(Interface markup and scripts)
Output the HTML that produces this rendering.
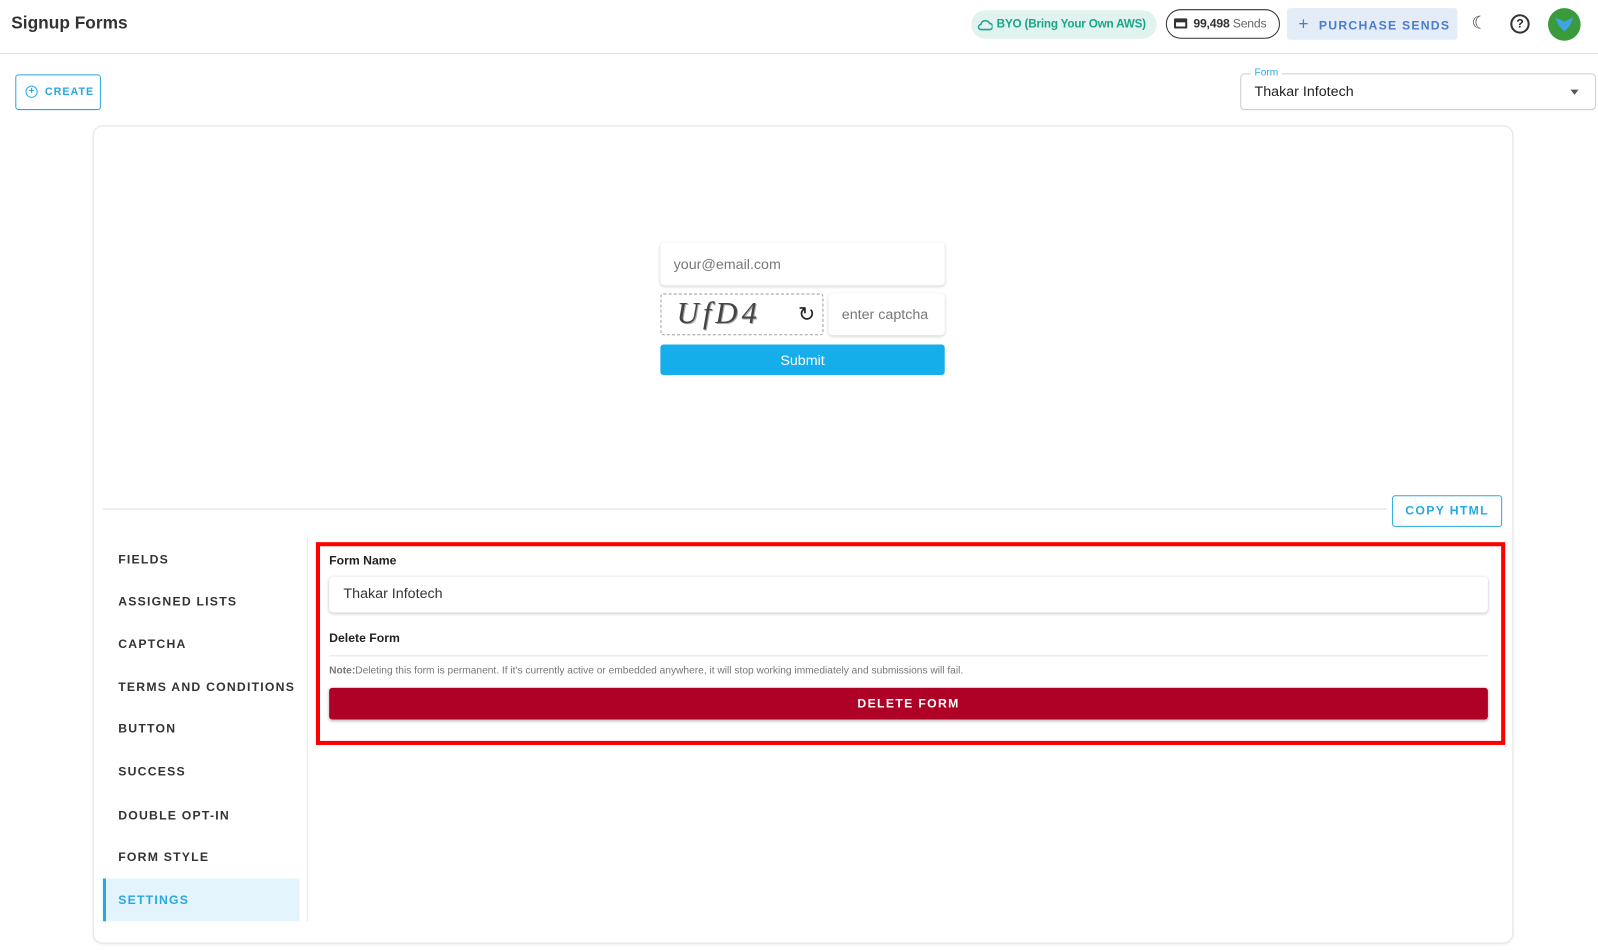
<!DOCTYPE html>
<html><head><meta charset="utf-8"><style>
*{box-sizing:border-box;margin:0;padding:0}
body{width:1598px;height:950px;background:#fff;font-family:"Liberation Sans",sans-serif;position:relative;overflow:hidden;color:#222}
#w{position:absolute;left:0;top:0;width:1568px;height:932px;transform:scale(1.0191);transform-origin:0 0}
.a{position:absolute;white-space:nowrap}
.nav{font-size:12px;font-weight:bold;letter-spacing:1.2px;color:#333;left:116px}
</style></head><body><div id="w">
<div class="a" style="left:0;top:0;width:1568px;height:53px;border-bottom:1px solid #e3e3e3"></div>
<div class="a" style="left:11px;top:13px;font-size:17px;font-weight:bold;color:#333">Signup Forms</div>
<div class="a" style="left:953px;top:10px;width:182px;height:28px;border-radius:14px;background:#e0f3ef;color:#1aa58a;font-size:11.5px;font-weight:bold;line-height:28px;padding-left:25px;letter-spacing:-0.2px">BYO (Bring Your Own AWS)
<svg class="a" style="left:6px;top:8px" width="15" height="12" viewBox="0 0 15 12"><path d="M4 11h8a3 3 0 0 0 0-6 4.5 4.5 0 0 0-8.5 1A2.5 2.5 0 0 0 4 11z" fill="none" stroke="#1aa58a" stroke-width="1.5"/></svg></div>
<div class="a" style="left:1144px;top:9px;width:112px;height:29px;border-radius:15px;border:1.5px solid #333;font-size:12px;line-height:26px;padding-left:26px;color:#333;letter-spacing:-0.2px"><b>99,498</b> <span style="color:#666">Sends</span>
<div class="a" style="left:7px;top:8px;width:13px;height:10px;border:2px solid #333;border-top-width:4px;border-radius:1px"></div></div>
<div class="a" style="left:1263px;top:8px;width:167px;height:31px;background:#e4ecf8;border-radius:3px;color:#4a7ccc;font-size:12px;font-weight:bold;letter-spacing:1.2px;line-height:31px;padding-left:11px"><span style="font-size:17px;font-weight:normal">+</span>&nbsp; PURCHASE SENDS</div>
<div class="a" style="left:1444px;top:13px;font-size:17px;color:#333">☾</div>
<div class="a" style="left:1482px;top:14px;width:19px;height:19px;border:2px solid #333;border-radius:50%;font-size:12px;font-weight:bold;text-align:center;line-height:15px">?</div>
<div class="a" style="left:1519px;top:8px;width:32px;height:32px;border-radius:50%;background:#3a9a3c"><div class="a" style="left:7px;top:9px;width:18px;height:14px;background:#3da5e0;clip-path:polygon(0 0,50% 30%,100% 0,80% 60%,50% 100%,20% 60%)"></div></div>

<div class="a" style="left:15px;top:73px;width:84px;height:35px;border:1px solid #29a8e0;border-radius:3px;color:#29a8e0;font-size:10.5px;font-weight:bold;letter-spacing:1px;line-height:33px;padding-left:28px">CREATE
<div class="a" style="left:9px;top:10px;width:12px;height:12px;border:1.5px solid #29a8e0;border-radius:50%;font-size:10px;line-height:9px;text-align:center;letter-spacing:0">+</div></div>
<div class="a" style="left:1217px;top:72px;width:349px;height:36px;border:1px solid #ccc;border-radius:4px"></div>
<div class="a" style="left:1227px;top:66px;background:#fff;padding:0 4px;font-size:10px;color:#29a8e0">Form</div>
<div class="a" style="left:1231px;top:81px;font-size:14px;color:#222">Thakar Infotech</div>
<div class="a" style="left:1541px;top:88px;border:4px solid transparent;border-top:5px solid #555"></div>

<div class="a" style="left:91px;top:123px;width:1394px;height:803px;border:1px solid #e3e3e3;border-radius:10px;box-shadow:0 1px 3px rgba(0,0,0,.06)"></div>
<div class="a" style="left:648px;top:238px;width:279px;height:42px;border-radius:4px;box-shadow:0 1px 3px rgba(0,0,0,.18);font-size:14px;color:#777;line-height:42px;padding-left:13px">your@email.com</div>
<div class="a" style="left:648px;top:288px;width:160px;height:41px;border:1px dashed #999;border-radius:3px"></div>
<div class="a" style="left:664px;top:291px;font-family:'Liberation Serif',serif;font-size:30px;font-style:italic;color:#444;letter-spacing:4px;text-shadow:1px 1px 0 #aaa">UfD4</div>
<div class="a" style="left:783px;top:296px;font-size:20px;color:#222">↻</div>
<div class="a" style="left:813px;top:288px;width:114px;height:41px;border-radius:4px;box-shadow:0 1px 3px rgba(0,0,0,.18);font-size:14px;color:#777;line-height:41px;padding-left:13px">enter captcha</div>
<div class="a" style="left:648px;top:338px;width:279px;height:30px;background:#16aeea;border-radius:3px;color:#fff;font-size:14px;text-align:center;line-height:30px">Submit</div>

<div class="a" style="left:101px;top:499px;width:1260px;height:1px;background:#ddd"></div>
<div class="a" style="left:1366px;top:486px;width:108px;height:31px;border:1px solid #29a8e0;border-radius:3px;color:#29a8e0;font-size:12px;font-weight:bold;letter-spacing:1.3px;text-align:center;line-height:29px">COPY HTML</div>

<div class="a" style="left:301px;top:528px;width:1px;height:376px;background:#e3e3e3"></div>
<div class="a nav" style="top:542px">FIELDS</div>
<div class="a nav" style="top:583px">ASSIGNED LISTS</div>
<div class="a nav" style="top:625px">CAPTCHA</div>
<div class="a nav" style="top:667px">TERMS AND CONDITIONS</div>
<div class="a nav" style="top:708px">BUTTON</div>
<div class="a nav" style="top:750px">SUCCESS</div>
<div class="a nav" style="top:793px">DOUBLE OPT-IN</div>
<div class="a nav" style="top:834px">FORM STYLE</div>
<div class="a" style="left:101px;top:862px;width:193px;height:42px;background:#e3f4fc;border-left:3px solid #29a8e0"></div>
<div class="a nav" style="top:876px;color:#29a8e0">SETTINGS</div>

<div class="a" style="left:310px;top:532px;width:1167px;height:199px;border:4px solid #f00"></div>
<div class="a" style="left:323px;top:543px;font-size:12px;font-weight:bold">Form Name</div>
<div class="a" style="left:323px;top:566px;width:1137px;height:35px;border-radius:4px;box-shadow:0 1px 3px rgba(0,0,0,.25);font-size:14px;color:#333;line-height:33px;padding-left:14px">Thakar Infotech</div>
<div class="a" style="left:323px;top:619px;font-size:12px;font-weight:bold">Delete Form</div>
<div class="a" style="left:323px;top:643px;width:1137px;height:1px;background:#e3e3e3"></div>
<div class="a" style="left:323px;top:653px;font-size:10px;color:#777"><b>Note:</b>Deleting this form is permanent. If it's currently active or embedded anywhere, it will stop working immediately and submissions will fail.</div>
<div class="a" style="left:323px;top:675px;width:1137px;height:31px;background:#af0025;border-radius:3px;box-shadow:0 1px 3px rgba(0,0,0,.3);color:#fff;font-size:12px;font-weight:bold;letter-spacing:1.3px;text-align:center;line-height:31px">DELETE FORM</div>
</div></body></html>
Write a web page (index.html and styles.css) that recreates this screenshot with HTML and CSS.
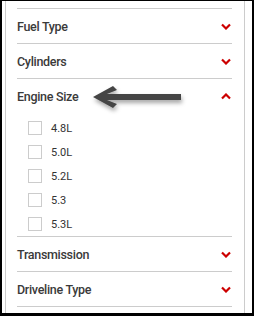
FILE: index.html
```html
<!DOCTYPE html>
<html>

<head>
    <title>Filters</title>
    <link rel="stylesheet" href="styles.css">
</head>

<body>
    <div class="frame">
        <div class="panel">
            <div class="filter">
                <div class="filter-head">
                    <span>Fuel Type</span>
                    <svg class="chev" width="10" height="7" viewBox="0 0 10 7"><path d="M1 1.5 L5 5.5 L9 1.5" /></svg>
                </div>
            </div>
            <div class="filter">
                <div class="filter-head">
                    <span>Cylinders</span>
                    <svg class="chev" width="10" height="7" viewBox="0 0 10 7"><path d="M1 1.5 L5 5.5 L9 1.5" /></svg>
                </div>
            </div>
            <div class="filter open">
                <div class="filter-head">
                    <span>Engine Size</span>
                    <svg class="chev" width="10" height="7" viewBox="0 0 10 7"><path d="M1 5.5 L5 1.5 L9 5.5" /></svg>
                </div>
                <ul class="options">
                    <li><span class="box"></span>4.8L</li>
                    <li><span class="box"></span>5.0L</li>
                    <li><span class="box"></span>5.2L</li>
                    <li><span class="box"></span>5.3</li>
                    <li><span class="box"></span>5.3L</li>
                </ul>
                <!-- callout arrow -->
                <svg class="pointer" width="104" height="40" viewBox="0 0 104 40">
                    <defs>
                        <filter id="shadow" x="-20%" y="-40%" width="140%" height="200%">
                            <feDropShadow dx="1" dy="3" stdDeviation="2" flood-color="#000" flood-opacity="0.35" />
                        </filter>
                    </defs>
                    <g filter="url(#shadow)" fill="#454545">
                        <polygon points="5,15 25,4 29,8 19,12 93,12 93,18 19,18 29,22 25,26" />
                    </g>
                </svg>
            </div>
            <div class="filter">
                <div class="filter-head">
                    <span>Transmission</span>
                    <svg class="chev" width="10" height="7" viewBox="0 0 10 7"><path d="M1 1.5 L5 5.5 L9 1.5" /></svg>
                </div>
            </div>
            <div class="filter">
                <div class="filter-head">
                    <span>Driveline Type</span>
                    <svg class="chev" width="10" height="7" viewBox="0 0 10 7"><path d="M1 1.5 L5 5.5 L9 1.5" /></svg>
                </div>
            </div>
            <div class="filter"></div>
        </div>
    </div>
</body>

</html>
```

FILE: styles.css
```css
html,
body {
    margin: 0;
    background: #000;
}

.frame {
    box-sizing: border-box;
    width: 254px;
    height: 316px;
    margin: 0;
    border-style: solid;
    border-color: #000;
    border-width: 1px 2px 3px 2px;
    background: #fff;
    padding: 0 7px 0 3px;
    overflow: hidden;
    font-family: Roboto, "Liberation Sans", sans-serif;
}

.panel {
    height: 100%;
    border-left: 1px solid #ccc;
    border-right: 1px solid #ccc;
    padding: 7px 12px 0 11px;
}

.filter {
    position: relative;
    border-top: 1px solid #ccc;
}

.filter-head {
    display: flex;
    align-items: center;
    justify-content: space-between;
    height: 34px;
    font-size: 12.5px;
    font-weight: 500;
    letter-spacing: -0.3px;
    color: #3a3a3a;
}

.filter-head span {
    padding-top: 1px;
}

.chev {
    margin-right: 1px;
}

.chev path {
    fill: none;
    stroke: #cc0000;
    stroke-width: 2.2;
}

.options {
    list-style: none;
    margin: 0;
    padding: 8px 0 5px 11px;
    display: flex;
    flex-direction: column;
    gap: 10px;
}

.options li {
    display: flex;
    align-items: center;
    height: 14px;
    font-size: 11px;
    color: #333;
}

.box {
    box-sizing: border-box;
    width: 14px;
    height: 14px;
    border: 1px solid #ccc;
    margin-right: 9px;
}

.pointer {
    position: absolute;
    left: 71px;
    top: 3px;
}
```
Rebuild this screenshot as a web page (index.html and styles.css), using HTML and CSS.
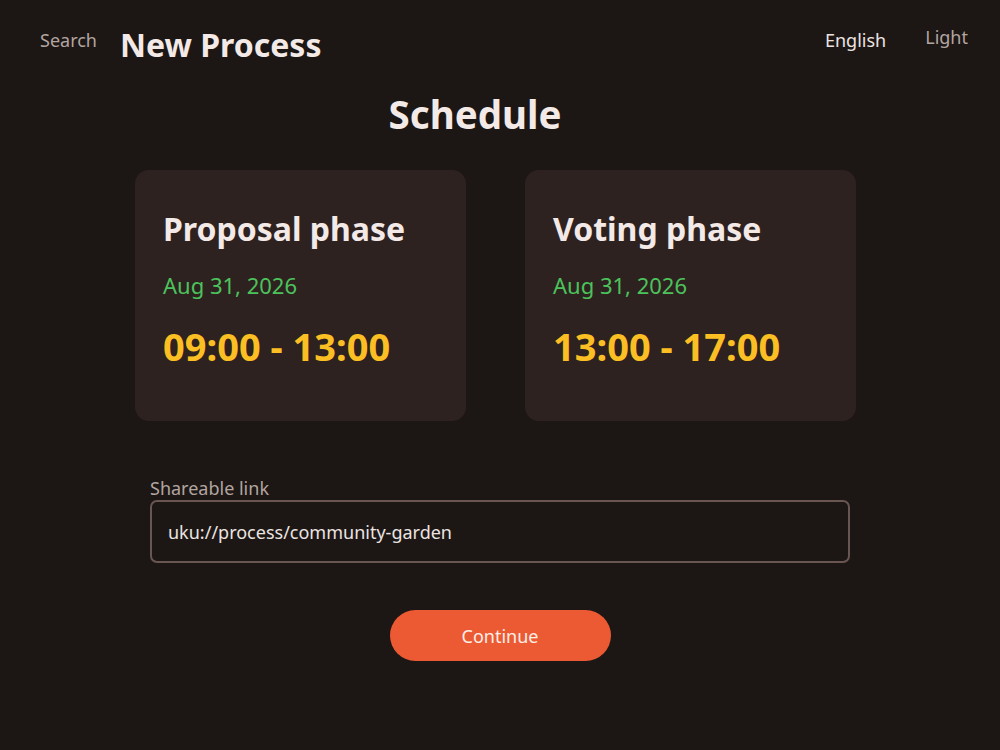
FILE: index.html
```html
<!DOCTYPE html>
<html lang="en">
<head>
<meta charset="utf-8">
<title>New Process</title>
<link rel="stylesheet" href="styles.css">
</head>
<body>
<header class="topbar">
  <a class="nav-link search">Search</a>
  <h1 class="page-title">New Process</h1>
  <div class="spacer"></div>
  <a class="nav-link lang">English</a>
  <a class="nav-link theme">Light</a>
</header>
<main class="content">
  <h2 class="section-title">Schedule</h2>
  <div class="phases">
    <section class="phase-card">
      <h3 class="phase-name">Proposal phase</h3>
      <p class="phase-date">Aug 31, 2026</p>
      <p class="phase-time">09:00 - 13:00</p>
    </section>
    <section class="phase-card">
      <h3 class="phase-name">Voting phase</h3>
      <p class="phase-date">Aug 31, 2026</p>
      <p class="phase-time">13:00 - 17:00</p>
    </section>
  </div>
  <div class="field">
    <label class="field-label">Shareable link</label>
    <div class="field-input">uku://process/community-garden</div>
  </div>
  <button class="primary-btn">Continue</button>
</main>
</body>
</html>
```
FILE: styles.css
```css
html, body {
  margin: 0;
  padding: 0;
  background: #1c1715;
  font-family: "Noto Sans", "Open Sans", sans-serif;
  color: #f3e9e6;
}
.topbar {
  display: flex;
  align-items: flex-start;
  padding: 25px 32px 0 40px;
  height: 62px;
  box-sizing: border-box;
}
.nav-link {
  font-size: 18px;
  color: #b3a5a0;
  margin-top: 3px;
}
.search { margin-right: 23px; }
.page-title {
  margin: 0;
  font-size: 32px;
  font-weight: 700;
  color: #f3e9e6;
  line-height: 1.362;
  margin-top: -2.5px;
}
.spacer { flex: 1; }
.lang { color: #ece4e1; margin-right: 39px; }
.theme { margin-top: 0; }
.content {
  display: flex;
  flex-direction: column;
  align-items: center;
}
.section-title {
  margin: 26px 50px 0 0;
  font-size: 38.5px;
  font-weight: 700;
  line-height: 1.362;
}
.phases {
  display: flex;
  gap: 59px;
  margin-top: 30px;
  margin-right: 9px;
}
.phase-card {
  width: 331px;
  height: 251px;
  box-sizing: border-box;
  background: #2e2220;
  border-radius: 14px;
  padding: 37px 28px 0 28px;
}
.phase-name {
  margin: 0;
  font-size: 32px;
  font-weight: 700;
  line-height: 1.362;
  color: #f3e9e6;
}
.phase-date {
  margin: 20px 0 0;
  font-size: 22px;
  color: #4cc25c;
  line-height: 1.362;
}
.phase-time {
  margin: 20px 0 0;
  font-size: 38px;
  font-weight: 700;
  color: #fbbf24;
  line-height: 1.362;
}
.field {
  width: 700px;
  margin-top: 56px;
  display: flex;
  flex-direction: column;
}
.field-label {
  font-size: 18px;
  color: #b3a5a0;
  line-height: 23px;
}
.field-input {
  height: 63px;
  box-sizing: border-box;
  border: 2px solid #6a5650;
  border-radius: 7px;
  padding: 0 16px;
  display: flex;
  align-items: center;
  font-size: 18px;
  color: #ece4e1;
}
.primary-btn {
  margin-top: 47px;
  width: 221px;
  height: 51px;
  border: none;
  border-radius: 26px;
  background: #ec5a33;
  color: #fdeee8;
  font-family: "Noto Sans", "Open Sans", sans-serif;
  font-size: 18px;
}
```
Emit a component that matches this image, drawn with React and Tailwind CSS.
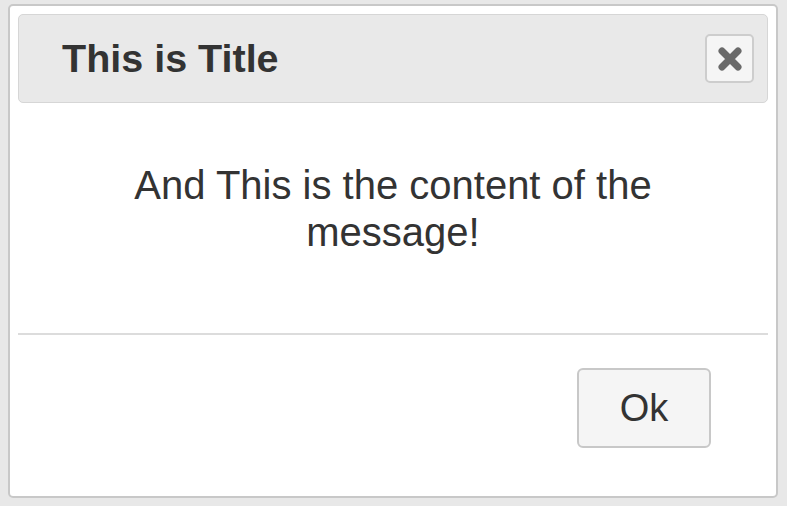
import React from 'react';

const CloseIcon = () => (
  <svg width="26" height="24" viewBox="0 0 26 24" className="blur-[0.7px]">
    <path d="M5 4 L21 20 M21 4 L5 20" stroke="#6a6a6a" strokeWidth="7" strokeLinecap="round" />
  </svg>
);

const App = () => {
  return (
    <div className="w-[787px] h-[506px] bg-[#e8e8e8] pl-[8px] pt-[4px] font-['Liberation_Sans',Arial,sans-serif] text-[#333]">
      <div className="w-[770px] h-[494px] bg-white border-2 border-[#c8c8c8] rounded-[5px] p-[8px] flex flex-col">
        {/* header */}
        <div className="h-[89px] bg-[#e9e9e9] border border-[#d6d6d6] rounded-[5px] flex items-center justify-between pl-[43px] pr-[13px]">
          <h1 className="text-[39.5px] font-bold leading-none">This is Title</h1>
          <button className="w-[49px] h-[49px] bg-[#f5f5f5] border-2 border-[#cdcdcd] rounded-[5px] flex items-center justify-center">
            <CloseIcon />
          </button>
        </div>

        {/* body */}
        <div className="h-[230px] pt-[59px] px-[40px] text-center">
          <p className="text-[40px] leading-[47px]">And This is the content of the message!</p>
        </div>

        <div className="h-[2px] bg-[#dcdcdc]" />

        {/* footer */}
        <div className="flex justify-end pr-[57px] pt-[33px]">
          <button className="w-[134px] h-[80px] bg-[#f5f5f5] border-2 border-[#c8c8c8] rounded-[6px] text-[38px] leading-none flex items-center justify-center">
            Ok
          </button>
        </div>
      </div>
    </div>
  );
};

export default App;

**What is asked**
Find the lines holding "that" and list every one.

**Completed exercise**
Output the HTML that produces this rendering.
Write a web page (index.html and styles.css) that recreates this screenshot with HTML and CSS.
Emit a component that matches this image, drawn with React and Tailwind CSS.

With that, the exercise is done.